In our view, the Executive Determination has ended up as an uncomfortable hybrid of administrative guidance, rules, and personal entitlements. It is not clear what it is trying to define or specify, and why. For example, the provisions on international travel can be read as doing no more than stating the process for getting international business trips approved. They are also written more as guidance than rules, and include discursive comments such as "overseas travel should usually be for 1 or more of the following purposes …" Yet the provisions are in the context of a set of personal entitlements, set out in delegated legislation, and linked to the appropriation, so they actually state legal rules.
We consider that the ambiguous status of the document and its rules contributes to the conflict that can sometimes arise in the administration of these rules and entitlements. The ambiguity lets people hold differing views on what they are "entitled" to, and what capacity there is for officials to question whether spending is appropriate or reasonable, especially when it is expressed as a ministerial entitlement.

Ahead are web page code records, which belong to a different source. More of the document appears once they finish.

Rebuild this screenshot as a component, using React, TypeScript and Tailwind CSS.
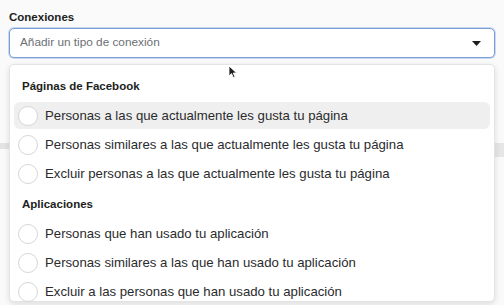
import type { FC } from 'react';

type Option = {
    label: string;
    active?: boolean;
};

const pageOptions: Option[] = [
    { label: 'Personas a las que actualmente les gusta tu página', active: true },
    { label: 'Personas similares a las que actualmente les gusta tu página' },
    { label: 'Excluir personas a las que actualmente les gusta tu página' },
];

const appOptions: Option[] = [
    { label: 'Personas que han usado tu aplicación' },
    { label: 'Personas similares a las que han usado tu aplicación' },
    { label: 'Excluir a las personas que han usado tu aplicación' },
];

const OptionRow: FC<Option> = ({ label, active }) => (
    <div
        className={`mx-[4px] mb-[2px] flex h-[27px] items-center gap-[7px] rounded-[6px] pl-[4px] ${
            active ? 'bg-[#efefef]' : ''
        }`}
    >
        <span className="h-[20px] w-[20px] shrink-0 rounded-full border border-[#d6d6d6] bg-white" />
        <span className="text-[13.2px] text-[#2a2b2d]">{label}</span>
    </div>
);

const SectionTitle: FC<{ title: string; first?: boolean }> = ({ title, first }) => (
    <div
        className={`flex items-center px-[12px] text-[11.5px] font-bold text-[#1c1e21] ${
            first ? 'h-[31px]' : 'h-[30px]'
        }`}
    >
        {title}
    </div>
);

const App: FC = () => {
    return (
        <div
            className="relative h-[305px] w-[504px] overflow-hidden bg-[#fafafa]"
            style={{ fontFamily: '"Liberation Sans", Arial, sans-serif' }}
        >
            <div className="px-[9px] pt-[8px]">
                <div className="h-[20px] text-[11.5px] font-bold leading-[18px] text-[#1c1e21]">Conexiones</div>
                <div className="flex h-[30px] items-center justify-between rounded-[5px] border border-[#7a9ed6] bg-white pl-[10px] pr-[10px] shadow-[0_0_0_1px_#c9d8f0]">
                    <span className="text-[11.8px] text-[#6b6f75]">Añadir un tipo de conexión</span>
                    <svg width="9" height="5" viewBox="0 0 9 5" className="mr-[3px]">
                        <path d="M0 0 L9 0 L4.5 5 Z" fill="#1c1e21" />
                    </svg>
                </div>
            </div>

            {/* content behind the dropdown */}
            <div className="mt-[85px] flex justify-between">
                <div className="h-[6px] w-[9px] bg-[#e3e3e3]" />
                <div className="h-[14px] w-[9px] bg-[#e6e6e6]" />
            </div>

            <div className="absolute left-[9px] top-[64px] h-[238px] w-[486px] rounded-[5px] border border-[#e4e4e4] bg-white pt-[6px] shadow-[0_2px_6px_rgba(0,0,0,0.12)]">
                <SectionTitle title="Páginas de Facebook" first />
                {pageOptions.map(o => (
                    <OptionRow key={o.label} {...o} />
                ))}
                <div className="h-[1px]" />
                <SectionTitle title="Aplicaciones" />
                {appOptions.map(o => (
                    <OptionRow key={o.label} {...o} />
                ))}
            </div>

            {/* mouse cursor */}
            <svg width="10" height="14" viewBox="0 0 10 14" className="absolute left-[228px] top-[65px]">
                <path d="M1 1 L1 11 L3.5 8.6 L5.4 12.6 L7 11.9 L5.2 8 L8.6 8 Z" fill="#1c1e21" stroke="#ffffff" strokeWidth="0.8" />
            </svg>
        </div>
    );
};

export default App;
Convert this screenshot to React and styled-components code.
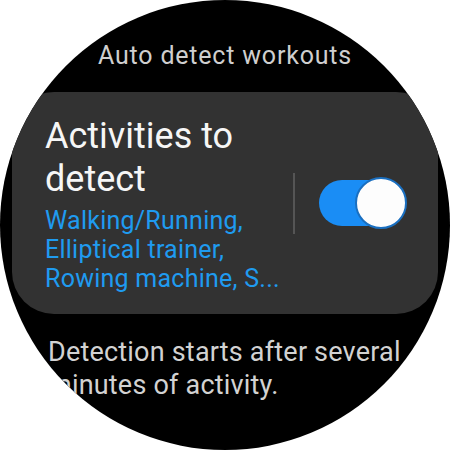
import React, { useState } from "react";
import styled, { createGlobalStyle } from "styled-components";

const GlobalStyle = createGlobalStyle`
  html, body {
    margin: 0;
    padding: 0;
    background: #ffffff;
  }
  body {
    font-family: Roboto, "Noto Sans", sans-serif;
  }
`;

const Watch = styled.div`
  width: 450px;
  height: 450px;
  border-radius: 50%;
  overflow: hidden;
  background: #000;
  display: flex;
  flex-direction: column;
`;

const Title = styled.div`
  padding-top: 41px;
  text-align: center;
  font-size: 25px;
  line-height: 30px;
  letter-spacing: 0.8px;
  color: #cfcfcf;
`;

const Card = styled.div`
  margin: 21px 12px 0;
  height: 222px;
  box-sizing: border-box;
  border-radius: 42px;
  background: #323232;
  padding: 0 0 0 33px;
  display: flex;
  align-items: center;
`;

const Texts = styled.div`
  width: 245px;
  padding-top: 1px;
`;

const Heading = styled.div`
  font-size: 36px;
  line-height: 43px;
  color: #f6f6f6;
`;

const Summary = styled.div`
  margin-top: 5px;
  font-size: 25px;
  line-height: 29px;
  letter-spacing: 0.25px;
  color: #1f9bf0;
`;

const Divider = styled.div`
  width: 2px;
  height: 61px;
  background: #555;
  margin: 0 24px 0 3px;
`;

const Track = styled.button`
  width: 87px;
  height: 46px;
  border: none;
  padding: 0;
  border-radius: 23px;
  background: ${(p) => (p.$on ? "#1a8df5" : "#555")};
  position: relative;
  cursor: pointer;
`;

const Knob = styled.span`
  position: absolute;
  top: -3px;
  left: ${(p) => (p.$on ? "36px" : "-2px")};
  width: 52px;
  height: 52px;
  box-sizing: border-box;
  border-radius: 50%;
  background: #fdfdfd;
  border: 2px solid #1a6fc0;
`;

const Note = styled.div`
  margin-top: 22px;
  padding-left: 48px;
  font-size: 27px;
  line-height: 33px;
  letter-spacing: 0.2px;
  color: #d2d2d2;
`;

export default function App() {
  const [on, setOn] = useState(true);

  return (
    <>
      <GlobalStyle />
      <Watch>
        <Title>Auto detect workouts</Title>
        <Card>
          <Texts>
            <Heading>Activities to detect</Heading>
            <Summary>Walking/Running, Elliptical trainer, Rowing machine, S...</Summary>
          </Texts>
          <Divider />
          <Track $on={on} onClick={() => setOn(!on)}>
            <Knob $on={on} />
          </Track>
        </Card>
        <Note>Detection starts after several minutes of activity.</Note>
      </Watch>
    </>
  );
}
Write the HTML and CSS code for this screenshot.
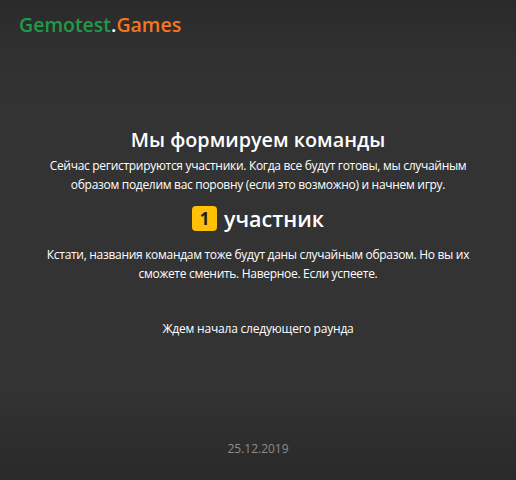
FILE: index.html
```html
<!DOCTYPE html>
<html lang="ru">
<head>
<meta charset="utf-8">
<link rel="stylesheet" href="styles.css">
</head>
<body>
<div class="page">
  <header class="header">
    <div class="logo"><span class="logo-a">Gemotest</span><span class="logo-dot">.</span><span class="logo-b">Games</span></div>
  </header>
  <main class="main">
    <h1 class="title">Мы формируем команды</h1>
    <p class="text">Сейчас регистрируются участники. Когда все будут готовы, мы случайным образом поделим вас поровну (если это возможно) и начнем игру.</p>
    <div class="count"><span class="badge">1</span><span class="count-label">участник</span></div>
    <p class="text text-second">Кстати, названия командам тоже будут даны случайным образом. Но вы их сможете сменить. Наверное. Если успеете.</p>
    <p class="wait">Ждем начала следующего раунда</p>
  </main>
  <footer class="footer">25.12.2019</footer>
</div>
</body>
</html>
```
FILE: styles.css
```css
html, body {
  margin: 0;
  height: 100%;
}
body {
  background: linear-gradient(to bottom, #2a2a2a 0px, #303030 50px, #333333 110px, #333333 390px, #2f2f2f 425px, #2a2a2a 480px);
  color: #fff;
  font-family: "Open Sans", "Noto Sans", sans-serif;
}
.page {
  height: 480px;
  display: flex;
  flex-direction: column;
}
.header {
  padding: 12px 19px 0;
  height: 40px;
  box-sizing: border-box;
}
.logo {
  font-size: 19.5px;
  font-weight: 600;
  line-height: 26px;
}
.logo-a { color: #1e9b48; }
.logo-dot { color: #fff; }
.logo-b { color: #f5761f; }
.main {
  flex: 1;
  display: flex;
  flex-direction: column;
  align-items: center;
  text-align: center;
  padding: 87px 30px 0;
}
.title {
  margin: 0;
  font-size: 19.8px;
  font-weight: 600;
  line-height: 26px;
}
.text {
  margin: 3px 0 0;
  font-size: 12px;
  letter-spacing: -0.3px;
  line-height: 19px;
  max-width: 430px;
}
.count {
  display: flex;
  align-items: center;
  gap: 7px;
  margin-top: 12px;
  height: 25px;
}
.badge {
  width: 25px;
  height: 25px;
  background: #ffc107;
  border-radius: 4px;
  color: #1e1e1e;
  font-size: 17px;
  font-weight: 700;
  display: flex;
  align-items: center;
  justify-content: center;
}
.count-label {
  font-size: 21.5px;
  font-weight: 600;
  line-height: 25px;
}
.text-second {
  margin-top: 14px;
}
.wait {
  margin: 36px 0 0;
  font-size: 12px;
  letter-spacing: -0.2px;
  line-height: 19px;
}
.footer {
  text-align: center;
  color: #8c8c8c;
  font-size: 12px;
  line-height: 20px;
  padding-bottom: 21px;
}
```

In our view, the confusion is particularly apparent in relation to the "operational resources" entitlements, set out in part 7 of the Executive Determination. This part purports to state the rules for funding general support services, but the content of the provisions does not really specify concrete rules. The main provision simply states that Ministers "are entitled to use operational resources for the purposes of undertaking ministerial business". There is obvious overlap with the services that the Department has always just provided to Ministers as part of providing offices, staff, and general support with business activities and business expenses.
Many people told us that they find the associated Schedule useful, because it provides a clear list of things that can and cannot be paid for as operational resources. However, the effect of the more general provisions is not obvious.
In our view, Ministerial Services needs to address the problem of the legal status and purpose of the Executive Determination, and to consider from first principles which matters need to be specified in delegated legislation and which matters can be left to departmental policy and administrative discretion. A review of the Executive Determination needs to clarify:
Who makes final judgements on the boundaries?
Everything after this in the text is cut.